Sunday, November 14, 2010

on walking the walk (and trying not to bump into other people)


You know how I romanticize all things homemade? How I delight in the baking of bread and hot glue gunning of Halloween costumes? How I dream of a nature-loving, consumption-rejecting, pure and sweet as maple syrup, hand knit, saving the Bay sort of childhood for my kids?

Part of that homemade agenda is encouraging my children to make their own cards and notes, to color the wrapping paper for gifts, to be a partner in whatever sort of giving we are engaged in.

But in my quest to infuse generosity into my kids' developing characters, I realize I have made the act of giving All About Us. I give people things the kids can help make or decorate or wrap. I use their drawings on thank you notes. Good gracious, what about the recipient? I tell my kids we are thinking of the other person, but truth be told I am thinking more about us. Oh, it's your birthday? What a fine opportunity to teach my delightful and precocious children the importance of being thoughtful! ...and oh yeah, happy birthday!

Now at first, making play dough for a friend's casual fourth birthday party seemed totally appropriate. Who doesn't like play dough? But on Friday, as I colored our little balls and covered them awkwardly in plastic wrap, I began to have second thoughts. My doubts were growing when Mike came home from work and gave me a look that said: really??

He didn't say anything, not until he saw me nestling the balls into an old plastic salad box fished from the recycling bin.

"You're going to give her the play dough in that?"

I took one look at it and decided it was indeed way too hard core, even for me. I knew I couldn't present this, even if Frances covered up the "Wild Organics Baby Spinach" label with one of her own devising (a task she was admittedly uninterested in). So I herded my fussy children into the car to go to the craft store first thing Saturday morning, where we found a more attractive and durable metal box in which to house our gift.


In the end it was fine. Madeleine does not distinguish between homemade and store bought. She liked the colors. I was more concerned about the judgments of the other adults present, but that was misplaced anxiety on my part.

What this whole episode made me consider was what it means to give a gift. It just so happens that my homemade fantasies are in keeping generally with Madeleine's family's values, and that Madeleine was not disappointed in the slightest that the play dough didn't come in yellow canisters with different-colored tops. But another kid would have been, and I hope I will buy the shiny plastic stuff when we are invited to that kid's birthday party.
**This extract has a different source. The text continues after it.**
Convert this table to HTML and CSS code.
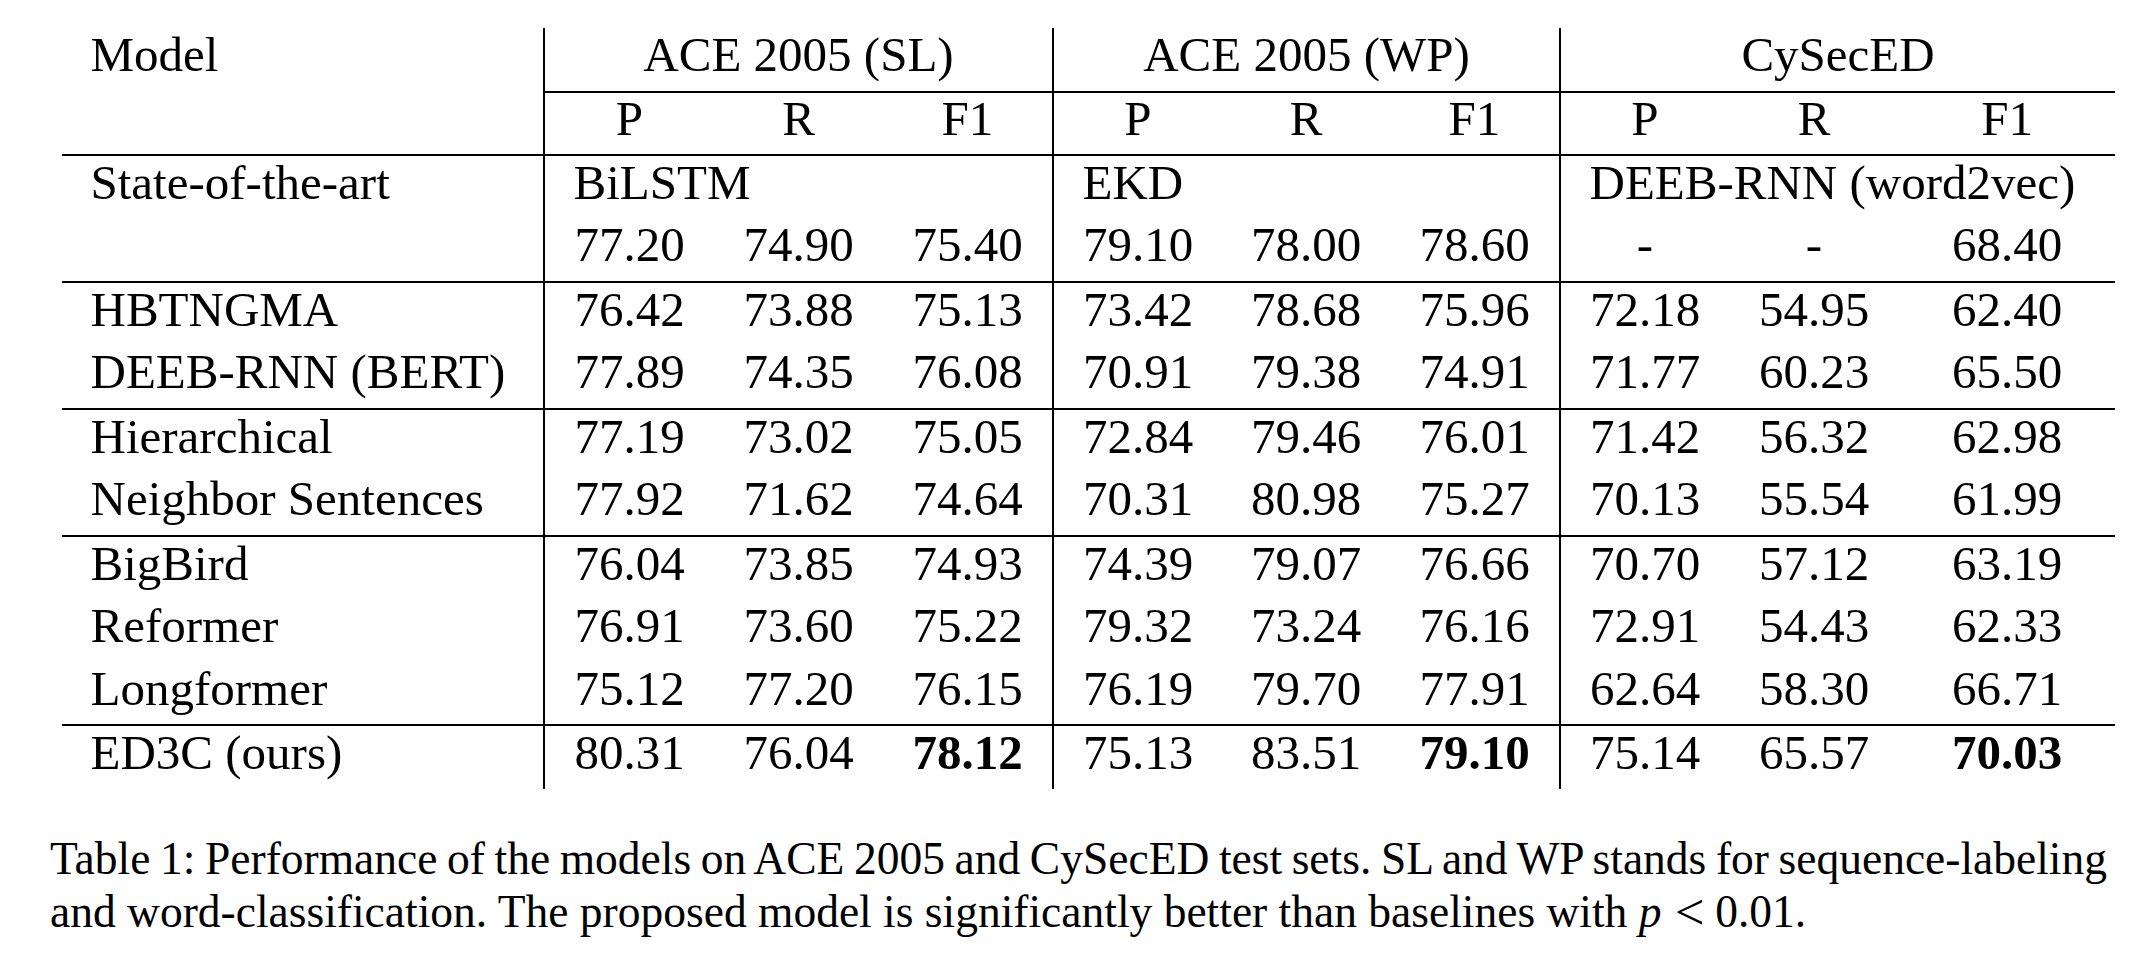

Right? Isn't there something weirdly aggressive going on when we impose our values on others in the gifts we give? Like the copy of Anna Karenina I gave my mom many Christmases ago. Read this thousand-page five-pound book, you'll love it! No pressure!

What a fine and difficult line we walk. I don't want to throw out my values every time I encounter someone who lives differently just to avoid social discomfort. Nor do I want to impose my love of kale and fine children's literature on everyone I meet. Children's gifts bring out this tension for me. As parents, our private decisions seem to become public so readily, igniting all kinds of low level defensive feelings with people we barely know. I met a mom at the playground last week who schooled me on proper sleep habits and potty training within five minutes of making my acquaintance. Without flinching, I jumped right in with funny personal kid stories, subtly defending my diapered two and a half year old (and his parents). Ha ha, some kids just take long than others, ha ha!

If we get invited to her son's birthday party, we're bringing paper airplanes crafted from whatever outdated lime green school flyers the kids find in the recycled paper stack.

Just kidding.

Maybe.



Thursday, November 11, 2010

to everything there is a season

On a day like today, when the autumn colors are vivid and the pace peaceful enough to allow for a sense of awe before them, I long to mark the moment with a gesture.

Living with my little ones has made me more sensitive to the fragile, startling beauty of the natural world. It has also helped me to recognize my own longing for rituals to connect and affirm our place in all this superfluous wonder. Sitting today on a neighbor's lawn, watching Gabriel and his friend Megan run down the sidewalk after an empty stroller in the sunshine, I felt like an honored guest. Not just of our gracious neighbors, but of the whole world. And what a lavish spread is set before us!

So what kind of hostess gift does one give the world? A poem, a song, a story. A ritual!

Children get this. They understand intuitively that in living life fully, formal gestures to mark the days and nights, the seasons, the love that binds us, and all those other most essential things just makes sense. But as adults, we can get squeamish, self-consicous. This is why monastic life has always fascinated me. I imagine a day organized by rituals enacted communally, balancing work, study, prayer, song, silence. Plentiful, diverse opportunities to formally express the gratitude that bubbles up in quiet moments.

But as I will not be joining cloistered life any time soon, I am very grateful to my children. They have given Mike and me the opportunity to collaboratively create many daily rituals, and the small gestures we exuberantly perform together have only whetted my appetite for more.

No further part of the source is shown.